At a roundtable on the subject in December 2013, The Hague Institute convened a group of director-level officials from government, international organizations, and civil society to discuss the links between irregular migration and global justice.

This policy brief draws extensively on the ideas generated during the discussions to provide policy recommendations to government officials and relevant NGOs as to what fair and effective irregular migration governance might entail in light of the complexity, and how a balance can be struck between national security concerns and respecting irregular migrants rights while taking into account the economic contributions these migrants bring.

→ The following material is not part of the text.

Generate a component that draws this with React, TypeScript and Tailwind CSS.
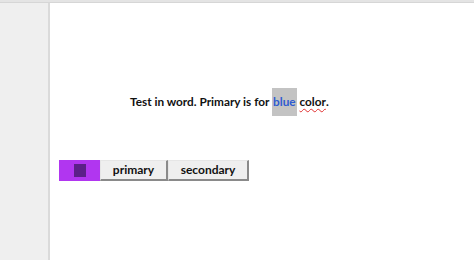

Throughout the brief, we use a global justice framework as a guide for developing a comprehensive approach to irregular migration.

Most migration stakeholders clearly recognize that irregularity is undesirable and a continuous source of concern for many governments and the international community. The issue, which has barely been acknowledged, is that continuous demand for cheap labor in destination states is a catalyst for irregular migration, both stimulating and sustaining the phenomenon. It is within this complex and paradoxical context of undesirability and indispensability that policymakers and irregular migrants find themselves.

After outlining the multifarious aspects of irregular migration, the brief proposes four concrete policy recommendations. The first reassesses the concept of irregular migration and how it can be adapted to promote comprehensive migration policies. The second addresses security concerns. The third and fourth discuss how stakeholders could use in-depth dialogues and partnerships in developing and adopting migration governance reforms. The recommendations are geared toward the needs of contemporary migration stakeholders as well as to the “usual suspects” of international migration governance.